### Your goal:
Find the lines holding the string "screenshot" in the data, then copy all of them.

### Input rows:
"""
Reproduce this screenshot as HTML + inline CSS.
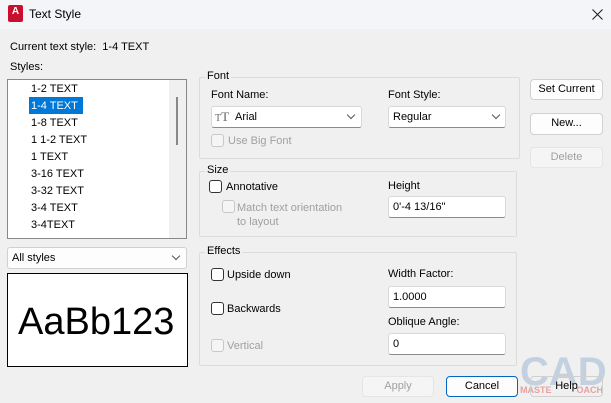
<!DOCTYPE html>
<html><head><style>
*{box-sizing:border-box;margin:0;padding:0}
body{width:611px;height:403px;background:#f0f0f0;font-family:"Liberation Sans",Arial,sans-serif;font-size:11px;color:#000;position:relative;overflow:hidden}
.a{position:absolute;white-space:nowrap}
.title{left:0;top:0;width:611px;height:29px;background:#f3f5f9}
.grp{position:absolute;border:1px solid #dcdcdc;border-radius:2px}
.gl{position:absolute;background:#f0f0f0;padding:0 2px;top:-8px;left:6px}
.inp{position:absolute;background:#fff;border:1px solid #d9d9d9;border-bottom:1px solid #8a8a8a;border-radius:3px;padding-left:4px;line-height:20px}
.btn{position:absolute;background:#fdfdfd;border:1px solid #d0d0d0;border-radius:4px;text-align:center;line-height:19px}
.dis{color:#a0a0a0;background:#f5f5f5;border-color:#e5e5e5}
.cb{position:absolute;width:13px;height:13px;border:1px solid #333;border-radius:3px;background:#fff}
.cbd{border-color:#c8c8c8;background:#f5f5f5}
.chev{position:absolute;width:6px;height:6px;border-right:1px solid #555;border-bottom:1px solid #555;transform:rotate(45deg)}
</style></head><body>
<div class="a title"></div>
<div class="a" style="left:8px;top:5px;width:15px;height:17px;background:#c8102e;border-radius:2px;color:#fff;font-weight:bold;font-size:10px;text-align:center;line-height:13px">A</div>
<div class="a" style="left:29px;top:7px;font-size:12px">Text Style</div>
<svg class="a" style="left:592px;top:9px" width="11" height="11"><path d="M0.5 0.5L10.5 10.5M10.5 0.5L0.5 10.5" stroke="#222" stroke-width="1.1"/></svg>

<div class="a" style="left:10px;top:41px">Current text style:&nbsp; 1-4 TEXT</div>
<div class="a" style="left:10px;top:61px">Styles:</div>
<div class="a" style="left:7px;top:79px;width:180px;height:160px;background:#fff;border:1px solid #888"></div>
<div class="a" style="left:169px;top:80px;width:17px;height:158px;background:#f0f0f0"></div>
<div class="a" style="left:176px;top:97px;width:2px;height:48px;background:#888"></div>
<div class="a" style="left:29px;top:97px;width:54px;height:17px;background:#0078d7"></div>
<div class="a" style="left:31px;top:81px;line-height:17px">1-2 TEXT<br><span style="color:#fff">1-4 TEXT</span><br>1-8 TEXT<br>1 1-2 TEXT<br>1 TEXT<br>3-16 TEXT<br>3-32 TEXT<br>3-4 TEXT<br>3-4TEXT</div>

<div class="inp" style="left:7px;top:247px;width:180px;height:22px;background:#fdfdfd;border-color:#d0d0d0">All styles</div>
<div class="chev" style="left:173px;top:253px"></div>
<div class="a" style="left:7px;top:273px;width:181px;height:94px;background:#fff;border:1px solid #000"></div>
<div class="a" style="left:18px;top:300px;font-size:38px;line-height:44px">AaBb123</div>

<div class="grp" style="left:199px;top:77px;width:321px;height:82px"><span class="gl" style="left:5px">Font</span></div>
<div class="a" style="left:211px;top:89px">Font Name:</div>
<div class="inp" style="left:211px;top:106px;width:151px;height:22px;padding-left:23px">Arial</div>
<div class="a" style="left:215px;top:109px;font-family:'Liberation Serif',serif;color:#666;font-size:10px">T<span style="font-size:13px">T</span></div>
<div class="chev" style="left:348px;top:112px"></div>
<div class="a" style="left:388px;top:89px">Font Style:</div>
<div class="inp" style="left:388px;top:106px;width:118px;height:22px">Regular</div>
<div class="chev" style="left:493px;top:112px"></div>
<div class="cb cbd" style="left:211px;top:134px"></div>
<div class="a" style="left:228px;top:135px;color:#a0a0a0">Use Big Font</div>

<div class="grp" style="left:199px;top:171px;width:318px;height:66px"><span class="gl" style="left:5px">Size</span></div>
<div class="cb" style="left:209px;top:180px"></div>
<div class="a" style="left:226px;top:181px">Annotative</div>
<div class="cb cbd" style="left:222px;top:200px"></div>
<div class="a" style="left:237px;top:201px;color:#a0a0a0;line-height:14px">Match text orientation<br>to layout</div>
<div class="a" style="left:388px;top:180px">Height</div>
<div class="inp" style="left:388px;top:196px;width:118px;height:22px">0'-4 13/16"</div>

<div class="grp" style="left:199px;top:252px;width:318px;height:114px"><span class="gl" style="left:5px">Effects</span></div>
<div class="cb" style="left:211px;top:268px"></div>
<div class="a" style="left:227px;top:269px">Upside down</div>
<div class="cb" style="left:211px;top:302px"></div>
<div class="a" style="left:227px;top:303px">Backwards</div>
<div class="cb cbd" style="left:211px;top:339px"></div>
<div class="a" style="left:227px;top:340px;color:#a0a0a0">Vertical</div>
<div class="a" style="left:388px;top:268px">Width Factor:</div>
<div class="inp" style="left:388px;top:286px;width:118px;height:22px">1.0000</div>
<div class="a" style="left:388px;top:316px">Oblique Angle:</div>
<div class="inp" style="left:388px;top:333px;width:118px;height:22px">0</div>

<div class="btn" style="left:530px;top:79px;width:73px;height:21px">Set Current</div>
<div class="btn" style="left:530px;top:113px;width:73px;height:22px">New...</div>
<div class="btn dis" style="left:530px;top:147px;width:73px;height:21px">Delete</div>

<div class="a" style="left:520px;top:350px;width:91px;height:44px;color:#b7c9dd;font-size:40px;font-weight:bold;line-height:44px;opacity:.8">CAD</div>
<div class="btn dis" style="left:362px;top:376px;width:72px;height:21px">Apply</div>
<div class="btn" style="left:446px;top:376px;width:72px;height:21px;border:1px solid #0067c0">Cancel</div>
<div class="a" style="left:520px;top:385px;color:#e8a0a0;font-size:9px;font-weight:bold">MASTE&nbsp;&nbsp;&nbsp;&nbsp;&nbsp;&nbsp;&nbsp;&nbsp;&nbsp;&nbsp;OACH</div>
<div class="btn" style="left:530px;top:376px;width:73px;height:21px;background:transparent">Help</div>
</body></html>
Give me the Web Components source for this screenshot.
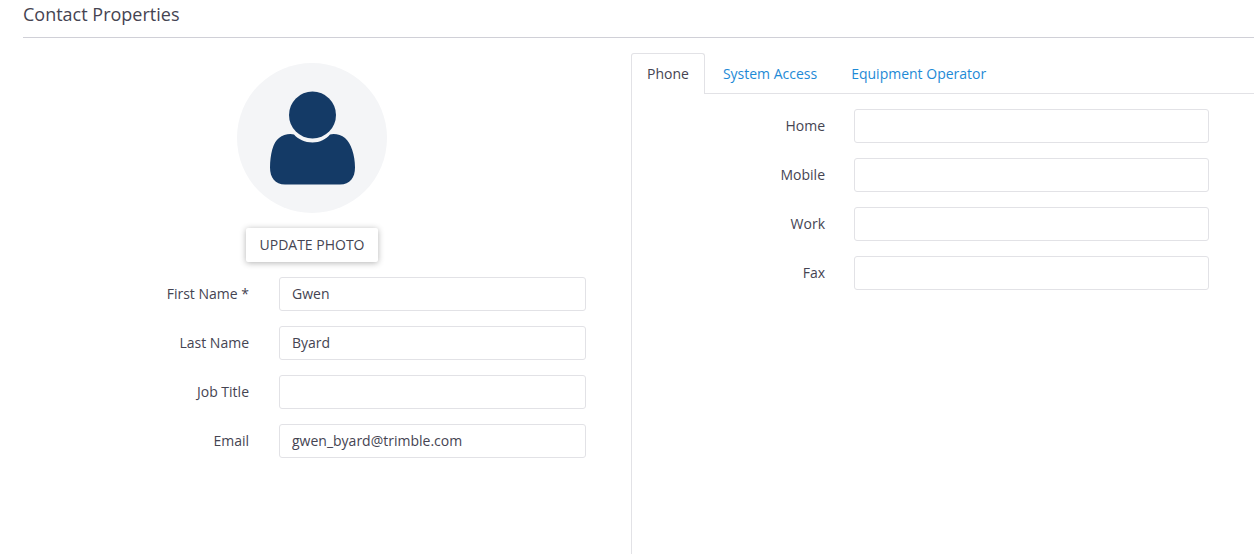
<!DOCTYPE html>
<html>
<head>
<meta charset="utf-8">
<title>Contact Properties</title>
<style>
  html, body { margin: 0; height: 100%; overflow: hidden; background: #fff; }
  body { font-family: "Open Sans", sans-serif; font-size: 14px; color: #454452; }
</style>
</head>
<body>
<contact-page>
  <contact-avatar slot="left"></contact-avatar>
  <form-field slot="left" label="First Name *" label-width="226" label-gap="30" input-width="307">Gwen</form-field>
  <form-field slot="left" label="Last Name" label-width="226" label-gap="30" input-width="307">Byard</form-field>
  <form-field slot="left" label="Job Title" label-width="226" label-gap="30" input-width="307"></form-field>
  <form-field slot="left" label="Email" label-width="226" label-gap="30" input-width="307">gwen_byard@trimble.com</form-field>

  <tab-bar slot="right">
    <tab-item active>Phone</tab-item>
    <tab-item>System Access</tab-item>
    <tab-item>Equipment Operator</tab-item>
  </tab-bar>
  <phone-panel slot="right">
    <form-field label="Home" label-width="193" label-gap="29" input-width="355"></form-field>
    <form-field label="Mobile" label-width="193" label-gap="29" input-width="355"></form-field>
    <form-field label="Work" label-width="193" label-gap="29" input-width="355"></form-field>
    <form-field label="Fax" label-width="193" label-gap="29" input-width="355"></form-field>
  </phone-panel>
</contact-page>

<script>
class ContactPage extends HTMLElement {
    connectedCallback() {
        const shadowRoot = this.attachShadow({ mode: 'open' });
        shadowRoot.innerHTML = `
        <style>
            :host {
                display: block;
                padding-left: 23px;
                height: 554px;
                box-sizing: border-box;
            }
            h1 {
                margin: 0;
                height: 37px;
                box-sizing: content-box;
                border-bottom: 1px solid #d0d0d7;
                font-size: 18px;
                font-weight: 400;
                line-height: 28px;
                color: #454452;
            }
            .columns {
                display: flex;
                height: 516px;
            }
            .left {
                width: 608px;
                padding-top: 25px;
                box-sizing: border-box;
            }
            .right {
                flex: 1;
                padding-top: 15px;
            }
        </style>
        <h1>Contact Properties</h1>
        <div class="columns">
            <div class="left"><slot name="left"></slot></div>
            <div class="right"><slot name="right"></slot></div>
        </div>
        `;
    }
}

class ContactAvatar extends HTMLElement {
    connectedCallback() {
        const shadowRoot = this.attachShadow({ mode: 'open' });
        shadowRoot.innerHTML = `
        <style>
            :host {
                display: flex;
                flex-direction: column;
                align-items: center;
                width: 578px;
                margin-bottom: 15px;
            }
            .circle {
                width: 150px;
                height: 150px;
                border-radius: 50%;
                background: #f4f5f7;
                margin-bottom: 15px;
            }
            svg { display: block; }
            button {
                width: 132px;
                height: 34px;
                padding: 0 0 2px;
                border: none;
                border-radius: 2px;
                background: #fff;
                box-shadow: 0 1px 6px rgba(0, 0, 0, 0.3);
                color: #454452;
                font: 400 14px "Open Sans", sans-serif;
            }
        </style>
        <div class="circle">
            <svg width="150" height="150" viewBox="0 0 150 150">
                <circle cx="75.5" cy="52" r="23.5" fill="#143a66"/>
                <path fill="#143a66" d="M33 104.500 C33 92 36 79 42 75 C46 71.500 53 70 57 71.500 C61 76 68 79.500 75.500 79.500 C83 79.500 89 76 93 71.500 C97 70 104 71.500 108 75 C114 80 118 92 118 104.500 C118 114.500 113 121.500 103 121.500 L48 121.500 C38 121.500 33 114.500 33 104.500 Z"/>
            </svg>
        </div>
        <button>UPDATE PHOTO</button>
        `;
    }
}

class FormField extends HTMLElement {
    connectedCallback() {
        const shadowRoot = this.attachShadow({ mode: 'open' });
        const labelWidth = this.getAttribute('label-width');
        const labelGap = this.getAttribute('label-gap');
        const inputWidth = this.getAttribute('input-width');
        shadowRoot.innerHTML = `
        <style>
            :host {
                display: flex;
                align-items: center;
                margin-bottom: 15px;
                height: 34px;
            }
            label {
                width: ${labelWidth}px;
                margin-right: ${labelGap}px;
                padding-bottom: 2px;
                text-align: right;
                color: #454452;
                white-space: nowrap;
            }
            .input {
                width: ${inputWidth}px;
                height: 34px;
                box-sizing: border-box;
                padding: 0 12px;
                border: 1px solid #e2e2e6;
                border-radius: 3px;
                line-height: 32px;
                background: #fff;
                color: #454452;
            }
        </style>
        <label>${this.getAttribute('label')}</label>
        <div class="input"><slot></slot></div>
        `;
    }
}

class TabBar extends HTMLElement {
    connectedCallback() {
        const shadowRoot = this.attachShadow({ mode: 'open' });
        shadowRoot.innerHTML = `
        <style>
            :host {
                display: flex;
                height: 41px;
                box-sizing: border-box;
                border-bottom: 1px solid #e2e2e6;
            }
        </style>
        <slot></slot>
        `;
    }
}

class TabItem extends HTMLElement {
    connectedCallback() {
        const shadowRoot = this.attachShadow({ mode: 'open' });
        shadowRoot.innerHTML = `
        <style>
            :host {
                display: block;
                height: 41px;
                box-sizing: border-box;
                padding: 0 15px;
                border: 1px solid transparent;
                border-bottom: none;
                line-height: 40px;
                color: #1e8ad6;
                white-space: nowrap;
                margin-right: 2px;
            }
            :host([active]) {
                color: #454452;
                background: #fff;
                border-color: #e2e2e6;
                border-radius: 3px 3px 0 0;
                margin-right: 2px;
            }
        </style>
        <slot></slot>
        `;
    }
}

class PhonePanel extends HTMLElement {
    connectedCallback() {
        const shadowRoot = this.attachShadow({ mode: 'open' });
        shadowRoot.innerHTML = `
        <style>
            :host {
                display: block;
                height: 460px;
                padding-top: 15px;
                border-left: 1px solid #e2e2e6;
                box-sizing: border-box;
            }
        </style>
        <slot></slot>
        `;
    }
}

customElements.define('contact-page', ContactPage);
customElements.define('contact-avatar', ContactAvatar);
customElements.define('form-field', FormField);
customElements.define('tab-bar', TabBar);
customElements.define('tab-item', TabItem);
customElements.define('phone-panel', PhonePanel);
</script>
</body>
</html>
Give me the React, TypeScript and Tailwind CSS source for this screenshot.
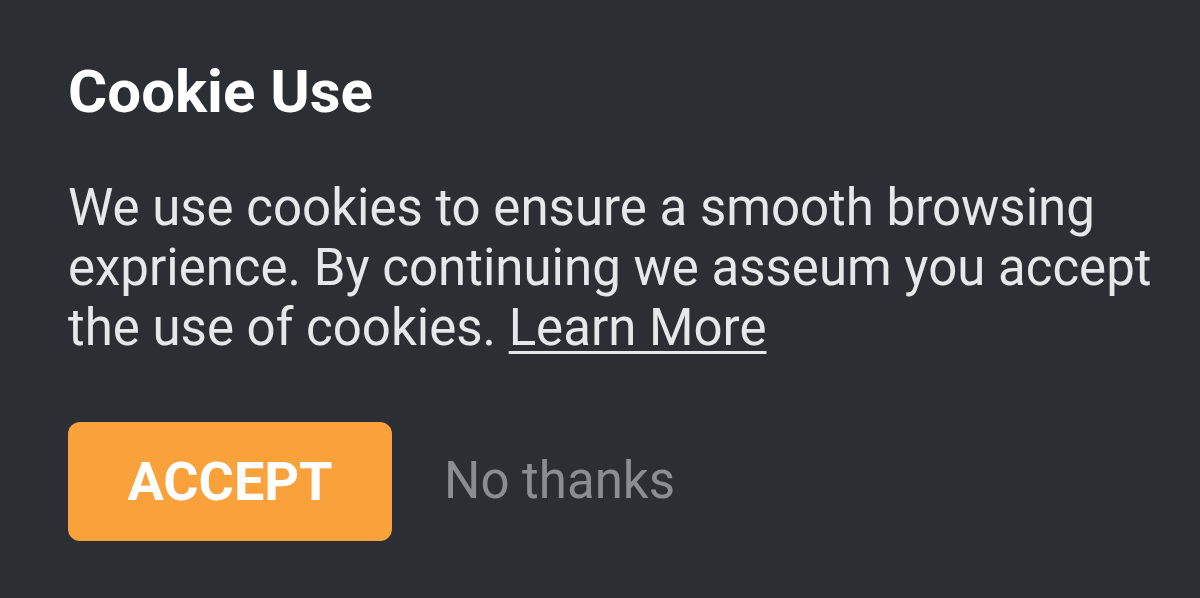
"""
### Full answer:
Reproduce this screenshot as HTML + inline CSS.
Give me the Web Components source for this screenshot.
Give me the React, TypeScript and Tailwind CSS source for this screenshot.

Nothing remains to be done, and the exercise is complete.